[Rows from a dataset of pages and code]
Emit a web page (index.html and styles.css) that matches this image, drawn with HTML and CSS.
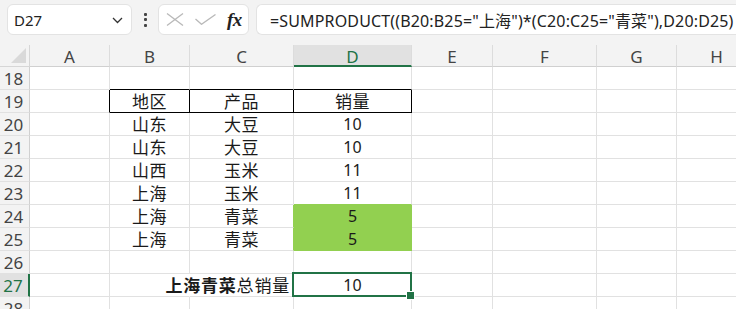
FILE: index.html
```html
<!DOCTYPE html>
<html lang="zh-CN">
<head>
<meta charset="utf-8">
<title>Sheet</title>
<link rel="stylesheet" href="styles.css">
</head>
<body>
<div class="app">
  <div class="toolbar">
    <div class="namebox">
      <span class="ref">D27</span>
      <svg class="chev" width="11" height="7" viewBox="0 0 11 7"><path d="M1 1 L5.5 5.5 L10 1" fill="none" stroke="#333" stroke-width="1.3"/></svg>
    </div>
    <div class="dots"><i></i><i></i><i></i></div>
    <div class="fxbox">
      <svg width="18" height="13" viewBox="0 0 18 13"><path d="M1 0.5 L17 12.5 M17 0.5 L1 12.5" stroke="#b9b9b9" stroke-width="1.3" fill="none"/></svg>
      <svg width="21" height="11" viewBox="0 0 21 11"><path d="M0.5 5 L6.5 10.3 L20.5 0.5" stroke="#b9b9b9" stroke-width="1.3" fill="none"/></svg>
      <span class="fx">fx</span>
    </div>
    <div class="formula">=SUMPRODUCT((B20:B25="上海")*(C20:C25="青菜"),D20:D25)</div>
  </div>
  <div class="sheet">
    <div class="row head">
      <div class="corner"><span class="tri"></span></div>
      <div class="ch">A</div><div class="ch">B</div><div class="ch">C</div><div class="ch sel">D</div><div class="ch">E</div><div class="ch">F</div><div class="ch">G</div><div class="ch">H</div>
    </div>
    <div class="row">
      <div class="rh">18</div>
      <div class="c"></div><div class="c bb"></div><div class="c bb"></div><div class="c bb"></div><div class="c"></div><div class="c"></div><div class="c"></div><div class="c"></div>
    </div>
    <div class="row">
      <div class="rh">19</div>
      <div class="c br"></div><div class="c br bb">地区</div><div class="c br bb">产品</div><div class="c br bb">销量</div><div class="c"></div><div class="c"></div><div class="c"></div><div class="c"></div>
    </div>
    <div class="row">
      <div class="rh">20</div>
      <div class="c"></div><div class="c">山东</div><div class="c">大豆</div><div class="c num">10</div><div class="c"></div><div class="c"></div><div class="c"></div><div class="c"></div>
    </div>
    <div class="row">
      <div class="rh">21</div>
      <div class="c"></div><div class="c">山东</div><div class="c">大豆</div><div class="c num">10</div><div class="c"></div><div class="c"></div><div class="c"></div><div class="c"></div>
    </div>
    <div class="row">
      <div class="rh">22</div>
      <div class="c"></div><div class="c">山西</div><div class="c">玉米</div><div class="c num">11</div><div class="c"></div><div class="c"></div><div class="c"></div><div class="c"></div>
    </div>
    <div class="row">
      <div class="rh">23</div>
      <div class="c"></div><div class="c">上海</div><div class="c">玉米</div><div class="c num gb">11</div><div class="c"></div><div class="c"></div><div class="c"></div><div class="c"></div>
    </div>
    <div class="row">
      <div class="rh">24</div>
      <div class="c"></div><div class="c">上海</div><div class="c gr">青菜</div><div class="c num fill">5</div><div class="c"></div><div class="c"></div><div class="c"></div><div class="c"></div>
    </div>
    <div class="row">
      <div class="rh">25</div>
      <div class="c"></div><div class="c">上海</div><div class="c gr">青菜</div><div class="c num fill">5</div><div class="c"></div><div class="c"></div><div class="c"></div><div class="c"></div>
    </div>
    <div class="row">
      <div class="rh">26</div>
      <div class="c"></div><div class="c"></div><div class="c"></div><div class="c"></div><div class="c"></div><div class="c"></div><div class="c"></div><div class="c"></div>
    </div>
    <div class="row">
      <div class="rh sel">27</div>
      <div class="c"></div><div class="c nr"></div><div class="c label"><span class="lbl"><b>上海青菜</b>总销量</span></div><div class="c num active">10</div><div class="c"></div><div class="c"></div><div class="c"></div><div class="c"></div>
    </div>
    <div class="row">
      <div class="rh">28</div>
      <div class="c"></div><div class="c"></div><div class="c"></div><div class="c"></div><div class="c"></div><div class="c"></div><div class="c"></div><div class="c"></div>
    </div>
  </div>
</div>
</body>
</html>
```

FILE: styles.css
```css
* { box-sizing: border-box; }
html, body { margin: 0; padding: 0; }
body {
  width: 736px;
  height: 309px;
  overflow: hidden;
  background: #ffffff;
  font-family: "Noto Sans", "Noto Sans CJK SC", sans-serif;
}
.app { width: 736px; height: 309px; overflow: hidden; }

.toolbar {
  height: 45px;
  background: #f3f3f3;
  display: flex;
  align-items: flex-start;
  padding: 4px 0 0 7px;
  white-space: nowrap;
}
.namebox {
  width: 125px;
  height: 31px;
  background: #fff;
  border: 1px solid #e3e3e3;
  border-radius: 6px;
  display: flex;
  align-items: center;
  justify-content: space-between;
  padding: 0 8px 0 6px;
  flex: none;
}
.ref { font-size: 15px; color: #222; }
.chev { margin-top: 2px; }
.dots {
  width: 26px;
  height: 31px;
  display: flex;
  flex-direction: column;
  align-items: center;
  justify-content: center;
  gap: 2.5px;
  flex: none;
}
.dots i { display: block; width: 3px; height: 3px; background: #444; border-radius: 1px; }
.fxbox {
  width: 91px;
  height: 31px;
  background: #fff;
  border: 1px solid #e3e3e3;
  border-radius: 6px;
  display: flex;
  align-items: center;
  padding: 0 0 0 7px;
  gap: 12px;
  flex: none;
}
.fxbox svg:nth-child(2) { margin-left: -1px; }
.fx {
  font-family: "Liberation Serif", serif;
  font-style: italic;
  font-weight: bold;
  font-size: 19px;
  color: #222;
  margin-left: -1px;
  letter-spacing: -0.5px;
}
.formula {
  margin-left: 7px;
  width: 500px;
  height: 31px;
  background: #fff;
  border: 1px solid #e3e3e3;
  border-radius: 6px 0 0 6px;
  border-right: none;
  padding: 0 0 0 13px;
  display: flex;
  align-items: center;
  font-size: 16px;
  letter-spacing: 0.15px;
  color: #222;
  flex: none;
  overflow: hidden;
}

.sheet { background: #fff; }
.row {
  display: grid;
  grid-template-columns: 30px 80px 80px 104px 118px 81px 104px 80px 80px;
  height: 23px;
}
.row.head { height: 22px; background: #f3f3f3; }
.corner {
  border-right: 1px solid #d6d6d6;
  border-bottom: 1px solid #d6d6d6;
  position: relative;
}
.tri {
  position: absolute;
  right: 3px;
  bottom: 3px;
  width: 0;
  height: 0;
  border-left: 15px solid transparent;
  border-bottom: 15px solid #d9d9d9;
}
.ch {
  border-right: 1px solid #dcdcdc;
  border-bottom: 1px solid #d0d0d0;
  display: flex;
  align-items: center;
  justify-content: center;
  font-size: 17px;
  color: #444;
  line-height: 1;
  padding-top: 1px;
}
.ch.sel {
  background: #e1e1e1;
  color: #217346;
  border-bottom: 2px solid #217346;
  padding-top: 2px;
}
.rh {
  background: #f3f3f3;
  border-right: 1px solid #d0d0d0;
  border-bottom: 1px solid #e1e1e1;
  display: flex;
  align-items: center;
  justify-content: center;
  font-size: 17px;
  color: #444;
  line-height: 1;
  padding-top: 1px;
  padding-right: 2px;
}
.rh.sel {
  background: #e1e1e1;
  color: #217346;
  border-right: 2px solid #217346;
}
.c {
  border-right: 1px solid #e1e1e1;
  border-bottom: 1px solid #e1e1e1;
  display: flex;
  align-items: flex-end;
  justify-content: center;
  font-family: "Noto Sans CJK SC", "Noto Sans", sans-serif;
  font-size: 17px;
  line-height: 22px;
  letter-spacing: 0.5px;
  color: #1a1a1a;
  white-space: nowrap;
}
.c.num { font-family: "Noto Sans", "Noto Sans CJK SC", sans-serif; font-size: 16px; letter-spacing: 0; }
.c.bb { border-bottom-color: #000; }
.c.br { border-right-color: #000; }
.c.fill { background: #92d050; border-right-color: #92d050; border-bottom-color: #92d050; }
.c.gb { border-bottom-color: #92d050; }
.c.gr { border-right-color: #92d050; }
.c.nr { border-right-color: transparent; }
.c.label {
  justify-content: flex-end;
  padding-right: 3px;
  overflow: visible;
  letter-spacing: 0.8px;
}
.lbl { display: block; }
.lbl b { font-weight: 700; }
.c.active { position: relative; }
.c.active::before {
  content: "";
  position: absolute;
  top: -2px;
  left: -2px;
  right: -1px;
  bottom: -1px;
  border: 2px solid #217346;
}
.c.active::after {
  content: "";
  position: absolute;
  right: -4px;
  bottom: -4px;
  width: 7px;
  height: 7px;
  background: #217346;
  border: 1px solid #fff;
}
```
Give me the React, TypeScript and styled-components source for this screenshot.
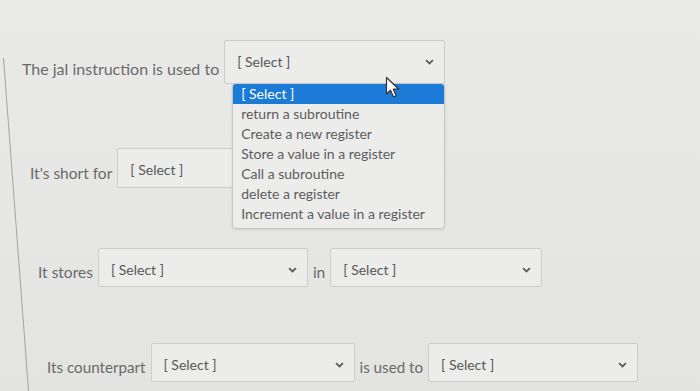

Exercise directions: Copy out every line of the data that includes "styles".

Solution to the problem:
Emit a web page (index.html and styles.css) that matches this image, drawn with HTML and CSS.
<link rel="stylesheet" href="styles.css">
FILE: styles.css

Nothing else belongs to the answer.